Advanced users can enable additional filter lists, but adding too many may slow browsing on older systems.

Using per-site controls to avoid breaking trusted websites

Some websites rely on pop-ups for legitimate actions like authentication or file uploads. Extensions allow per-site overrides without weakening protection elsewhere.

Click the extension icon while on a site and choose:

  • Disable on this site to allow all content
  • Pause blocking temporarily for troubleshooting
  • Create a custom rule for specific elements

This approach keeps your default protection strong while maintaining functionality on trusted services.

Security and performance considerations when using extensions

Extensions run with high-level access to web pages, so installation choices matter. Stick to well-known tools with transparent privacy policies and frequent updates.

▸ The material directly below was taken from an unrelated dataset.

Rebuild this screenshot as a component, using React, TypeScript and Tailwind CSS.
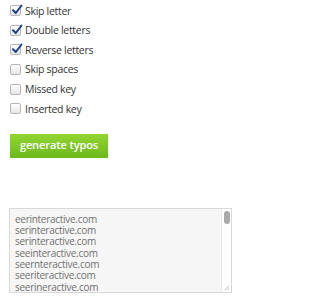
import React from "react";

const options = [
  { label: "Skip letter", checked: true },
  { label: "Double letters", checked: true },
  { label: "Reverse letters", checked: true },
  { label: "Skip spaces", checked: false },
  { label: "Missed key", checked: false },
  { label: "Inserted key", checked: false },
];

const lines = [
  "eerinteractive.com",
  "serinteractive.com",
  "serinteractive.com",
  "seeinteractive.com",
  "seernteractive.com",
  "seeriteractive.com",
  "seerineractive.com",
];

function Box({ checked }: { checked: boolean }) {
  return (
    <span className="relative w-[11px] h-[11px] rounded-[2px] border border-[#b5b5b5] bg-gradient-to-b from-[#ffffff] to-[#e6e6e6] shrink-0">
      {checked && (
        <svg
          viewBox="0 0 12 12"
          className="absolute left-[0px] top-[-2px] w-[12px] h-[12px]"
        >
          <path
            d="M2 6.2 L4.8 9 L10.5 1.5"
            fill="none"
            stroke="#1c3f8f"
            strokeWidth="2"
            strokeLinecap="round"
            strokeLinejoin="round"
          />
        </svg>
      )}
    </span>
  );
}

export default function App() {
  return (
    <div className="w-[246px] h-[300px] bg-white overflow-hidden font-['Open_Sans',sans-serif]">
      <div className="pl-[10px] pt-[1px] flex flex-col">
        {options.map((o) => (
          <div key={o.label} className="h-[19.6px] flex items-center gap-[4px]">
            <Box checked={o.checked} />
            <span className="text-[10.5px] tracking-[-0.3px] text-[#333] leading-none">{o.label}</span>
          </div>
        ))}
      </div>
      <div className="pl-[10px] mt-[15px]">
        <div className="w-[98px] h-[24px] flex items-center justify-center bg-gradient-to-b from-[#92d531] to-[#6cb91c] text-white font-semibold text-[11px] tracking-[-0.1px]">
          generate typos
        </div>
      </div>
      <div className="pl-[9px] mt-[50px]">
        <div className="relative w-[223px] h-[85px] border border-[#d8d8d8] bg-[#f6f6f6] flex">
          <div className="flex-1 pl-[5px] pt-[5px] overflow-hidden">
            {lines.map((l, i) => (
              <div key={i} className="text-[10px] leading-[11.35px] tracking-[-0.28px] text-[#707070] whitespace-nowrap">
                {l}
              </div>
            ))}
          </div>
          <div className="w-[10px] border-l border-[#e8e8e8] bg-white flex flex-col items-center pt-[2px]">
            <div className="w-[6px] h-[13px] rounded-full bg-[#a9a9a9]" />
          </div>
          <svg viewBox="0 0 8 8" className="absolute right-[1px] bottom-[1px] w-[7px] h-[7px]">
            <path d="M7 2 L2 7 M7 5 L5 7" stroke="#999" strokeWidth="0.8" />
          </svg>
        </div>
      </div>
    </div>
  );
}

Check extension permissions periodically and remove any blocker you no longer use. A single, well-configured extension provides better protection and performance than multiple overlapping tools.

Step 6: Turn Off Push Notifications That Deliver Ads

Push notifications are a common source of persistent ads, even when Edge is closed. Many sites abuse notification permissions to send promotions, scams, or fake security alerts directly to your desktop.

Disabling or tightly controlling notifications stops these ads at the system level, not just inside the browser.

Why ad notifications bypass pop-up blockers

Notification permissions are handled separately from pop-ups and ads. Once allowed, a website can send messages at any time without opening a browser window.

This is why users often see ads despite having strong ad blockers installed.

Step 1: Block new notification requests in Edge

Preventing websites from asking for notification permission stops the problem at the source.

  1. Open Edge and click the three-dot menu
  2. Select Settings, then Cookies and site permissions
  3. Click Notifications
  4. Toggle Don’t allow sites to send notifications to On

This setting blocks all future notification prompts automatically.

Step 2: Remove notification access from existing sites

If ads are already appearing, one or more sites were previously allowed. These permissions must be revoked manually.

In the Notifications settings page, review the Allow list and remove any site you do not explicitly trust. Use the trash icon or change the permission to Block.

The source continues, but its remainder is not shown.